Well, b/c of my "failure" to do this, the. world. has. ended. at. the. shithole. i. call. work. Today, I see I have a voicemail from PAM. I ignore it. Then, I get an email from PAM asking me to do research. I respond, promptly -- Sorry, I'm out of the office, blah blah blah. I get this gem back:

"I'll get someone else to do the research because we need it done in the next few days. I waited to hear back from you to give you the first opportunity. You should add an 'out of office' message to your email and change your voicemail message so people know you're out. Have a nice break."

OH MY GOD. Can you get any more passive aggressive? Give me the first opt, huh? Um, you basically kicked me off your case months ago. Change my voicemail? NO ONE has ever done that. I really love the "have a nice break" too. I'm sure you reeaaallly mean that one. Why not just say what you want to say:

"You suck because you did not put an out of office message. I will now never think of you again for an assignment, so have fun looking for a new job since I have blacklisted you, bitch. I hope your break sucks and you get a flesh-eating virus b/c I wasted a few hours on this research waiting for your damn reply. Die in hell. Thanks!"

I would respect that. I would want to work for that. But no, I'm stuck w/ PAM -- that ole bitch.

Saturday, March 28, 2009

Whatevs, You'd Still Hit It


Given my love for RobPat, naturally, everyone is asking me how I feel about his stinky ass hair. You'd think people would be more concerned with my cougar-self crushing on a teen heartthrob, but that's a different post on how I reject adulthood altogether. Back to the point. . .

Of course, it's foul that he won't wash his hair, but WHO CARES? I'd still do it. And be honest, so would you. So. Would. You.

p.s. I am entirely aware that his face is actually kind of screwed. It looks like someone pushed his nose over. Still those eyes. Those eyes, people.

COMING UP NEXT: Post on my other ridiculous obsession - Riggins. FNL. Refuse to call him by real name. It's terrible.

Monday, March 23, 2009

Operation Barista: Day 1

I had been really good at lunch. Instead of the soup in a giant bread bowl that I love, I opted for a cup of soup and Greek salad. I resisted the cream cheese and blueberry croissant, the marshmallow brownie, the cherry cheesecake. But an hour after I returned from lunch a chocolate craving overwhelmed me. This was a new feeling for me. I'm not the chocolate girl usually. But today I couldn't help but scarf the mini-Butterfinger in my desk and then steal a bite-sized Milky Way from my co-worker.

Not enough. I could not get chocolate out of my brain. More specifically, I could not stop thinking about the chocolate-caramel-covered pretzels at the coffee shop across the street. Could. Not. Stop.

Fuck it. Grabbed my purse, nearly sprinted to the coffee shop for my fix.

When I arrived I realized it wasn’t coffee or the pretzels that the fates had sent me for. No. It was The Barista. I watched out of the corner of my eye as he prepared the iced latte for the bearded dude in front of me. Unlike most of the people around here, he did not seem to be a caricature, rather, he seemed like an actual, cool person -- The Barista, not the bearded dude.

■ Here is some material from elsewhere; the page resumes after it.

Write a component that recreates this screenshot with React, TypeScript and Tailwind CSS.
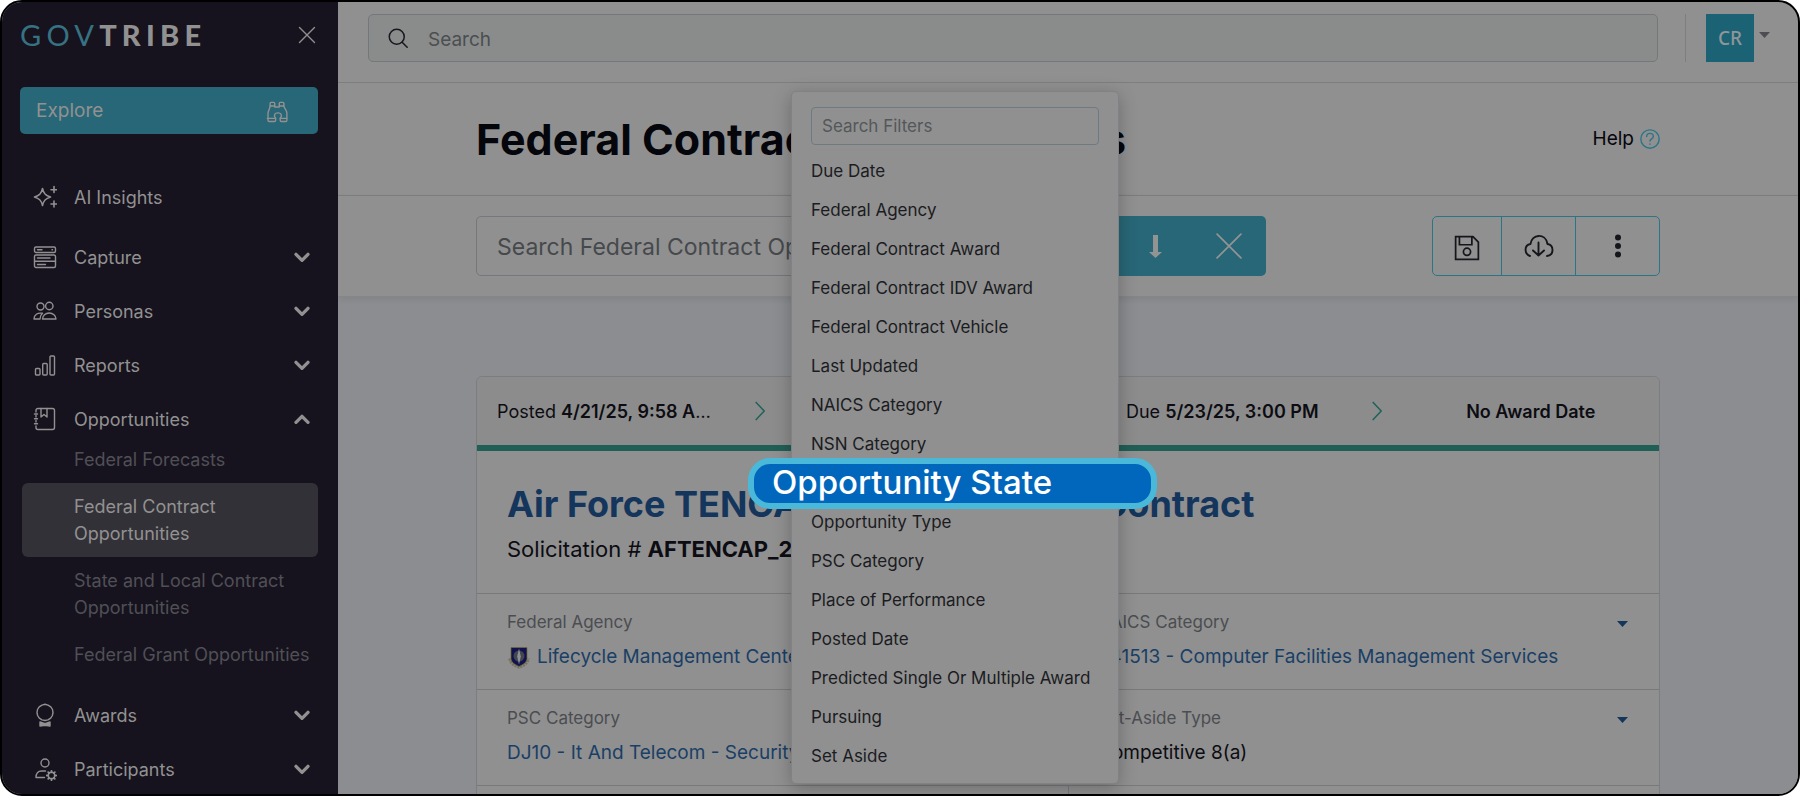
import type { ReactNode } from "react";

const filters = [
  "Due Date",
  "Federal Agency",
  "Federal Contract Award",
  "Federal Contract IDV Award",
  "Federal Contract Vehicle",
  "Last Updated",
  "NAICS Category",
  "NSN Category",
  "Opportunity State",
  "Opportunity Type",
  "PSC Category",
  "Place of Performance",
  "Posted Date",
  "Predicted Single Or Multiple Award",
  "Pursuing",
  "Set Aside",
];

const subItems = [
  { label: "Federal Forecasts" },
  { label: "Federal Contract Opportunities", active: true },
  { label: "State and Local Contract Opportunities" },
  { label: "Federal Grant Opportunities" },
];

function Svg({ className, box = "0 0 24 24", width = 1.4, children }: {
  className: string;
  box?: string;
  width?: number;
  children: ReactNode;
}) {
  return (
    <svg
      className={className}
      viewBox={box}
      fill="none"
      stroke="currentColor"
      strokeWidth={width}
      strokeLinecap="round"
      strokeLinejoin="round"
      aria-hidden="true"
    >
      {children}
    </svg>
  );
}

const icons = {
  sparkle: (
    <>
      <path d="M9.500 3.500c1 5 3 7 8 8.500c-5 1.500-7 3.500-8 8.500c-1-5-3-7-8-8.500c5-1.500 7-3.500 8-8.500z" />
      <path d="M21 1.500v6M18 4.700h6M21 16v6M18 19h6" />
    </>
  ),
  capture: (
    <>
      <rect x="1.500" y="2" width="21" height="5.500" rx="1.500" />
      <rect x="1.500" y="10" width="21" height="12.500" rx="1.500" />
      <path d="M1.500 16.300h21M4.500 4.700h4.500M19 4.700h.5M4.500 13h12.500M4.500 19.500h8" />
    </>
  ),
  personas: (
    <>
      <circle cx="7.500" cy="7.500" r="3.500" />
      <circle cx="16.300" cy="7" r="3.700" />
      <path d="M9.500 20c0-3.500 3-6 6.700-6s6.800 2.500 6.800 6z" />
      <path d="M9.500 14.300c-5-1-8.500 1.700-8.500 5.700h6c0-2.300 1-4.500 2.500-5.700z" />
    </>
  ),
  reports: (
    <>
      <rect x="2.500" y="15.500" width="4.500" height="6.500" rx="1" />
      <rect x="9.700" y="10.500" width="4.500" height="11.500" rx="1" />
      <rect x="17" y="3" width="4.500" height="19" rx="1" />
    </>
  ),
  notebook: (
    <>
      <path d="M3 5v-1.500a2 2 0 0 1 2-2h14.500a2 2 0 0 1 2 2v17a2 2 0 0 1-2 2h-14.500a2 2 0 0 1-2-2v-1.500M3 8.500v1.500M3 13.500v1.500" />
      <path d="M1.500 7h3M1.500 11.800h3M1.500 16.800h3M8 1.500v8.500l3-2.500l3 2.500v-8.500" />
    </>
  ),
  award: (
    <>
      <path d="M12 1.300l3 .8l2.800 1.700l1.700 2.700l.5 3l-.6 3l-1.700 2.700l-2.700 1.700l-3 .6l-3-.6l-2.700-1.700l-1.700-2.700l-.6-3l.5-3l1.700-2.700l2.800-1.700z" />
      <path d="M7 19l5 1.700l5-1.700v4l-5-.8l-5 .8z" fill="currentColor" />
    </>
  ),
  participant: (
    <>
      <circle cx="12" cy="6" r="4" />
      <path d="M11.500 20.500h-8.500c0-4 2-6.500 5.500-6.500h4" />
      <circle cx="18.500" cy="18.500" r="3.200" />
      <path d="M18.500 13.800v1.500M18.500 21.700v1.500M13.800 18.500h1.500M21.700 18.500h1.500M15.200 15.200l1 1M20.800 20.800l1 1M15.200 21.800l1-1M20.800 16.200l1-1" strokeWidth="1.800" />
    </>
  ),
};

function NavHeader({ icon, label, open }: { icon: ReactNode; label: string; open?: boolean }) {
  return (
    <button type="button" aria-expanded={!!open} className="flex h-[34px] w-full items-center pr-2 pl-[13px] text-left text-[18px]">
      <Svg className="mr-[17px] size-6 shrink-0">{icon}</Svg>
      <span className="flex-1">{label}</span>
      <Svg className="size-4" width={5}>
        {open ? <path d="M3 17l9-9l9 9" /> : <path d="M3 8l9 9l9-9" />}
      </Svg>
    </button>
  );
}

function Sidebar() {
  return (
    <aside className="w-[336px] shrink-0 overflow-hidden bg-[#16131e] pr-5 pl-[18px] text-[#929191]">
      <div className="flex h-[66px] items-center justify-between pr-0.5">
        <div className="font-[Lato] text-[29px] leading-8 tracking-[0.18em]">
          <span className="font-normal text-[#377283]">GOV</span>
          <span className="font-black">TRIBE</span>
        </div>
        <button type="button" aria-label="Close menu">
          <Svg className="size-[18px]" width={1.800}><path d="M2 2l20 20M22 2l-20 20" /></Svg>
        </button>
      </div>
      <button type="button" className="mt-[19px] flex h-[47px] w-full items-center justify-between rounded-[5px] bg-[#286777] pt-0.5 pr-[30px] pl-4 text-[19px]">
        Explore
        <Svg className="size-[22px]" width={1.500}>
          <path d="M4.500 6v-3.500a1 1 0 0 1 1-1h3a1 1 0 0 1 1 1v4h5v-4a1 1 0 0 1 1-1h3a1 1 0 0 1 1 1v3.500l2.500 4.500c.6 1 .8 2 .8 3v7.500a1.300 1.300 0 0 1-1.300 1.300h-4.700a1.300 1.300 0 0 1-1.300-1.300v-2.500c2-1.500 2-5.500-2.500-5.500s-4.500 4-2.500 5.500v2.500a1.300 1.300 0 0 1-1.300 1.300h-5.700a1.300 1.300 0 0 1-1.300-1.300v-7.500c0-1 .2-2 .8-3z" />
          <path d="M4.500 5.500h5M14.500 5.500h5M1.500 19h8M15.500 19h7" />
        </Svg>
      </button>
      <nav className="mt-[46px]">
        <a href="#ai" className="mb-[26px] flex h-[34px] items-center pl-[13px] text-[18px]">
          <Svg className="mr-[17px] size-6" width={1.600}>{icons.sparkle}</Svg>
          AI Insights
        </a>
        <div className="flex flex-col gap-5">
          <NavHeader icon={icons.capture} label="Capture" />
          <NavHeader icon={icons.personas} label="Personas" />
          <NavHeader icon={icons.reports} label="Reports" />
          <div>
            <NavHeader icon={icons.notebook} label="Opportunities" open />
            <ul className="pl-0.5 text-[18px] leading-[27px]">
              {subItems.map((item) => (
                <li key={item.label}>
                  <a
                    href="#opportunities"
                    className={`block rounded-md py-2.5 pl-[52px] ${
                      item.active ? "bg-[#333138]" : "text-[#504f56]"
                    }`}
                  >
                    {item.label}
                  </a>
                </li>
              ))}
            </ul>
          </div>
          <NavHeader icon={icons.award} label="Awards" />
          <NavHeader icon={icons.participant} label="Participants" />
        </div>
      </nav>
    </aside>
  );
}

function TopBar() {
  return (
    <header className="flex h-[81px] shrink-0 border-b border-[#7d7e80] pt-3 pr-7 pl-[30px]">
      <label className="flex h-12 flex-1 items-center rounded-[5px] border border-[#74787c] bg-[#898c8b] pl-[19px]">
        <Svg className="size-5 text-[#17171d]" width={1.800}>
          <circle cx="10.500" cy="10.500" r="9" />
          <path d="M17 17l6 6" />
        </Svg>
        <input aria-label="Search" placeholder="Search" className="ml-5 h-full flex-1 bg-transparent pt-0.5 text-[19px] outline-none placeholder:text-[#4c4e51]" />
      </label>
      <div className="ml-[27px] h-12 w-px bg-[#7d7e80]" />
      <button type="button" className="ml-5 flex h-12 items-center gap-[5px]">
        <span className="flex size-12 items-center justify-center bg-[#1b6274] font-['Noto_Sans'] text-[19px] font-medium text-[#8f9697]">CR</span>
        <svg className="mb-1.5 h-1.5 w-[11px] fill-[#4d4e52]" viewBox="0 0 11 6" aria-hidden="true"><path d="M0 0h11l-5.500 6z" /></svg>
      </button>
    </header>
  );
}

function FilterMenu() {
  return (
    <div className="absolute top-[89px] left-[453px] z-10 w-[328px] rounded-[5px] border border-[#818283] bg-[#909090] px-[19px] pt-[15px] pb-[7px] text-[#1b1c22] shadow-[0_4px_18px_rgba(0,0,0,0.25)]">
      <input
        aria-label="Search Filters"
        placeholder="Search Filters"
        className="mb-[7px] h-[38px] w-full rounded border border-[#6f7a80] bg-transparent px-2.5 text-[17px] outline-none placeholder:text-[#54575a]"
      />
      <ul className="text-[17px]">
        {filters.map((label) => (
          <li key={label} className="relative h-[39px]">
            {label === "Opportunity State" ? (
              <button
                type="button"
                className="absolute -top-1.5 -left-[63px] h-[51px] w-[409px] rounded-[22px] border-[6px] border-[#4ab8d8] bg-[#0067bd] pb-1 pl-[18px] text-left text-[33px] leading-9 font-medium text-white"
              >
                {label}
              </button>
            ) : (
              <button type="button" className="h-full w-full text-left whitespace-nowrap">{label}</button>
            )}
          </li>
        ))}
      </ul>
    </div>
  );
}

function Chevron() {
  return (
    <div className="flex w-[52px] shrink-0 justify-center">
      <svg className="h-5 w-2.5 stroke-[#1d635b]" viewBox="0 0 10 20" fill="none" strokeWidth="1.500" aria-hidden="true">
        <path d="M.7 1l8.500 9l-8.500 9" />
      </svg>
    </div>
  );
}

function Caret() {
  return (
    <button type="button" aria-label="Expand" className="self-start pt-[13px]">
      <svg className="h-1.5 w-[11px] fill-[#14355c]" viewBox="0 0 11 6" aria-hidden="true"><path d="M0 0h11l-5.500 6z" /></svg>
    </button>
  );
}

function AgencySeal() {
  return (
    <svg className="mr-1.5 size-6" viewBox="0 0 24 24" aria-hidden="true">
      <path d="M2.500 13.500c.5 5 5 7.500 9.500 9c4.500-1.500 9-4 9.500-9" fill="none" stroke="#77735f" strokeWidth="2.400" strokeDasharray="2.200 .8" />
      <path d="M4 2.500h16v11c0 4-4 6-8 8c-4-2-8-4-8-8z" fill="#12124f" stroke="#6f6a3a" strokeWidth=".7" />
      <circle cx="12" cy="11" r="5.500" fill="#43464d" />
      <path d="M12 3.500l1.800 8l-1.800 8l-1.800-8z" fill="#8d9096" />
    </svg>
  );
}

function Field({ label, caret, children }: { label: string; caret?: boolean; children: ReactNode }) {
  return (
    <div className="flex h-24 w-1/2 justify-between border-t border-[#77797c] pt-3.5 pr-[31px] pl-[30px]">
      <div className="min-w-0 whitespace-nowrap">
        <div className="text-[17px] leading-7 text-[#4b4d50]">{label}</div>
        <div className="mt-[3px] flex h-9 items-center text-[19px]">{children}</div>
      </div>
      {caret && <Caret />}
    </div>
  );
}

function OpportunityCard() {
  return (
    <article className="mx-auto mt-[79px] w-full max-w-[1184px] rounded-t-md border border-[#7b7e81] bg-[#909090]">
      <div className="flex h-[68px] items-center rounded-t-md bg-[#8c8c8c] text-[18px] text-[#0c0c12]">
        <div className="min-w-0 flex-1">
          <div className="mr-4 ml-5 truncate">Posted <b className="font-semibold">4/21/25, 9:58 AM EDT</b></div>
        </div>
        <Chevron />
        <div className="min-w-0 flex-1 truncate text-center">Updated <b className="font-semibold">4/21/25</b></div>
        <Chevron />
        <div className="min-w-0 flex-1 text-center whitespace-nowrap">Due <b className="font-semibold">5/23/25, 3:00 PM</b></div>
        <Chevron />
        <div className="min-w-0 flex-1 text-center"><b className="font-semibold">No Award Date</b></div>
      </div>
      <div className="h-1.5 bg-[#205f56]" />
      <div className="h-[142px] px-[30px] pt-[30px]">
        <h2 className="text-[36px] leading-[46px] font-bold whitespace-nowrap text-[#14355c]">
          <a href="#opportunity">Air Force TENCAP BPA Follow-On Contract</a>
        </h2>
        <p className="text-[22px] leading-[44px] text-[#0c0c12]">Solicitation # <b className="font-bold">AFTENCAP_2025</b></p>
      </div>
      <div className="flex">
        <Field label="Federal Agency">
          <AgencySeal />
          <a href="#agency" className="text-[#1a3f66]">Lifecycle Management Center</a>
        </Field>
        <Field label="NAICS Category" caret>
          <a href="#naics" className="text-[#1a3f66]">541513 - Computer Facilities Management Services</a>
        </Field>
      </div>
      <div className="flex">
        <Field label="PSC Category">
          <a href="#psc" className="text-[#1a3f66]">DJ10 - It And Telecom - Security</a>
        </Field>
        <Field label="Set-Aside Type" caret>
          <span className="text-[#0c0c12]">Competitive 8(a)</span>
        </Field>
      </div>
      <div className="flex h-16 border-t border-[#77797c]">
        <div className="flex-1 border-r border-[#77797c]" />
        <div className="flex-1" />
      </div>
    </article>
  );
}

export default function App() {
  return (
    <div className="h-screen bg-white font-[Inter,sans-serif]">
      <div className="flex h-full overflow-hidden rounded-[22px] border-2 border-black bg-[#909090]">
        <Sidebar />
        <div className="relative flex min-w-0 flex-1 flex-col overflow-hidden">
          <TopBar />
          <section className="h-[113px] shrink-0 border-b border-[#7d7e80]">
            <div className="mx-auto flex h-full w-full max-w-[1184px] items-center justify-between">
              <h1 className="text-[43px] font-bold text-[#05050c]">Federal Contract Opportunities</h1>
              <a href="#help" className="flex items-center gap-1.5 text-[19px] text-[#05050c]">
                Help
                <Svg className="size-5 text-[#2c7587]" width={1.700}>
                  <circle cx="12" cy="12" r="11" />
                  <path d="M8 9c0-5 8-5 8 0c0 3-4 2.500-4 5.500M12 18v.3" />
                </Svg>
              </a>
            </div>
          </section>
          <section className="z-[1] h-[101px] shrink-0 border-b border-[#858687] bg-[#909090] shadow-[0_2px_6px_rgba(0,0,0,0.08)]">
            <div className="mx-auto flex h-full w-full max-w-[1184px] items-center justify-between">
              <div className="flex h-[60px] w-[790px]">
                <input
                  aria-label="Search Federal Contract Opportunities"
                  placeholder="Search Federal Contract Opportunities"
                  className="min-w-0 flex-1 rounded-l-[5px] border border-[#74787c] bg-transparent pt-0.5 pl-5 text-[23px] outline-none placeholder:text-[#46494c]"
                />
                <div className="flex w-[260px] items-center justify-end gap-[54px] rounded-r-[5px] bg-[#286777] pr-6 text-[#929494]">
                  <button type="button" aria-label="Sort descending">
                    <svg className="h-[23px] w-[13px] fill-current" viewBox="0 0 13 23" aria-hidden="true"><path d="M4 0h5v17h4l-6.500 6l-6.500-6h4z" /></svg>
                  </button>
                  <button type="button" aria-label="Clear">
                    <Svg className="size-[26px]" width={1.600}><path d="M1 1l22 22M23 1l-22 22" /></Svg>
                  </button>
                </div>
              </div>
              <div className="flex h-[60px] w-[228px] divide-x divide-[#2c7587] rounded-[5px] border border-[#2c7587] text-[#15161c]">
                <button type="button" aria-label="Save" className="flex w-[69px] items-center justify-center pt-1">
                  <Svg className="size-[26px]" width={1.600}>
                    <path d="M1.500 1.500h16l5 5v16h-21zM5 1.500v7.500h11.500v-7.500" strokeLinejoin="miter" />
                    <circle cx="12" cy="15.500" r="3.300" />
                  </Svg>
                </button>
                <button type="button" aria-label="Download" className="flex w-[74px] items-center justify-center">
                  <Svg className="h-6 w-[30px]" box="0 0 30 24" width={1.900}>
                    <path d="M6 22c-6-2.500-6-11 .5-12c1-10 15-11.500 17 0c6.500 1 7 11-.5 12M14.500 8.500v13M9 16.500l5.500 5l5.500-5" />
                  </Svg>
                </button>
                <button type="button" aria-label="More" className="flex flex-1 items-center justify-center">
                  <svg className="h-6 w-1.5 fill-current" viewBox="0 0 6 24" aria-hidden="true">
                    <circle cx="3" cy="3.500" r="3" /><circle cx="3" cy="12" r="3" /><circle cx="3" cy="20.500" r="3" />
                  </svg>
                </button>
              </div>
            </div>
          </section>
          <main className="flex-1 overflow-hidden bg-[#8b8d90]">
            <OpportunityCard />
          </main>
          <FilterMenu />
        </div>
      </div>
    </div>
  );
}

Then it was my turn. I didn’t even realize what I was doing until time was up. Witty banter, flirtatious grins, boob flash?

It was over too soon. The decaf skinny mocha did not take nearly long enough to prepare. We had so much more to discuss, so many more jokes to crack. So many more times for me to undress him with my eyes.

I had used my “Perks Card” to pay, and after our shared moment, I felt like I needed to tip. I paused as I was about to walk away, while he helped the next customer. Crap. Only a $20 bill! Couldn’t do it. For that much money, I'm pretty sure it would be like prostitution after all the things he did to me in my mind. I looked up sheepishly. He was watching me, but I don’t think it was for the tip. He knew what was I was thinking -- at least that's what I choose to believe.

So I flashed the smile (not the tatas) again, “I’ll see you later.” “See ya,” he smiled back.

Now, I have to go back to the coffee shop every. Single. Day. Hot Barista, you will be mine.